### WRITTEN EXERCISE
Select all lines with the string "this" in them, and copy those lines.
====
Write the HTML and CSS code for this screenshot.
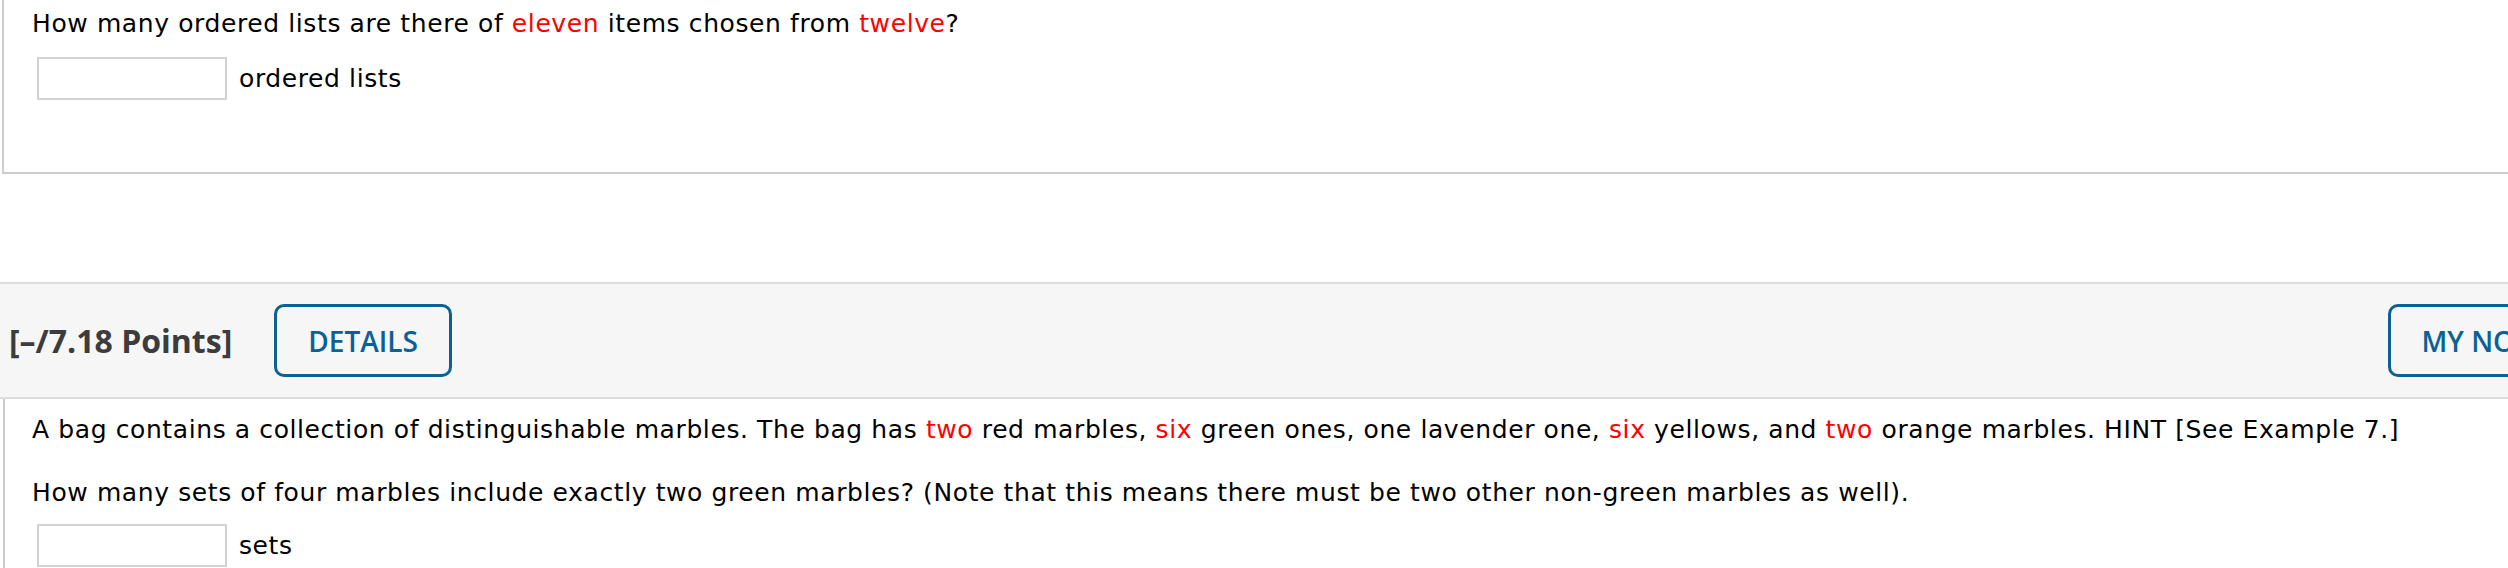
FILE: index.html
```html
<!DOCTYPE html>
<html lang="en">
<head>
  <meta charset="UTF-8">
  <title>Questions</title>
  <link rel="stylesheet" href="styles.css">
</head>
<body>
  <div class="question first">
    <div class="qbody">
      <p class="qtext">How many ordered lists are there of <span class="red">eleven</span> items chosen from <span class="red">twelve</span>?</p>
      <div class="answer">
        <input class="ans" type="text">
        <span>ordered lists</span>
      </div>
    </div>
  </div>

  <div class="question second">
    <div class="qhead">
      <span class="points">[&ndash;/7.18 Points]</span>
      <button class="btn">DETAILS</button>
      <button class="btn notes">MY NOTES</button>
    </div>
    <div class="qbody">
      <p class="qtext">A bag contains a collection of distinguishable marbles. The bag has <span class="red">two</span> red marbles, <span class="red">six</span> green ones, one lavender one, <span class="red">six</span> yellows, and <span class="red">two</span> orange marbles. HINT [See Example 7.]</p>
      <p class="qtext">How many sets of four marbles include exactly two green marbles? (Note that this means there must be two other non-green marbles as well).</p>
      <div class="answer">
        <input class="ans" type="text">
        <span>sets</span>
      </div>
    </div>
  </div>
</body>
</html>
```

FILE: styles.css
```css
html, body {
  margin: 0;
  padding: 0;
  background: white;
  overflow: hidden;
}
body {
  width: 2700px;
  font-family: "DejaVu Sans", Verdana, sans-serif;
  font-size: 25px;
  line-height: 30px;
  letter-spacing: 0.6px;
  color: #000;
}
.red {
  color: #ff0000;
}
.question {
  width: 2660px;
}
.qtext {
  margin: 0;
}
.qtext + .qtext {
  margin-top: 33px;
}
.answer {
  display: flex;
  align-items: center;
  gap: 12px;
  margin-left: 5px;
}
.ans {
  width: 190px;
  height: 43px;
  box-sizing: border-box;
  border: 2px solid #d2d2d2;
  margin: 0;
  padding: 0;
  background: white;
}

/* first question, its top is scrolled off */
.first {
  margin-left: 2px;
  border-left: 2px solid #cccccc;
  border-bottom: 2px solid #cccccc;
}
.first .qbody {
  padding: 9px 0 72px 28px;
}
.first .answer {
  margin-top: 18px;
}

.second {
  margin-top: 108px;
}
.qhead {
  display: flex;
  align-items: center;
  height: 113px;
  padding: 0 64px 0 9px;
  background: #f6f6f6;
  border-top: 2px solid #dddddd;
  border-bottom: 2px solid #dddddd;
  letter-spacing: normal;
}
.points {
  font-family: "Open Sans", sans-serif;
  font-weight: 700;
  font-size: 32px;
  color: #3c3c3c;
  margin-right: 42px;
}
.btn {
  font-family: "Open Sans", sans-serif;
  font-weight: 600;
  font-size: 28px;
  color: #0b6196;
  background: transparent;
  border: 3px solid #0b6196;
  border-radius: 10px;
  height: 73px;
  padding: 0 31px;
  cursor: pointer;
}
.notes {
  margin-left: auto;
}
.second .qbody {
  margin-left: 3px;
  border-left: 2px solid #cccccc;
  padding: 16px 0 40px 27px;
}
.second .answer {
  margin-top: 16px;
}
```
====
### RESPONSE
Write the HTML and CSS code for this screenshot.
      <p class="qtext">How many sets of four marbles include exactly two green marbles? (Note that this means there must be two other non-green marbles as well).</p>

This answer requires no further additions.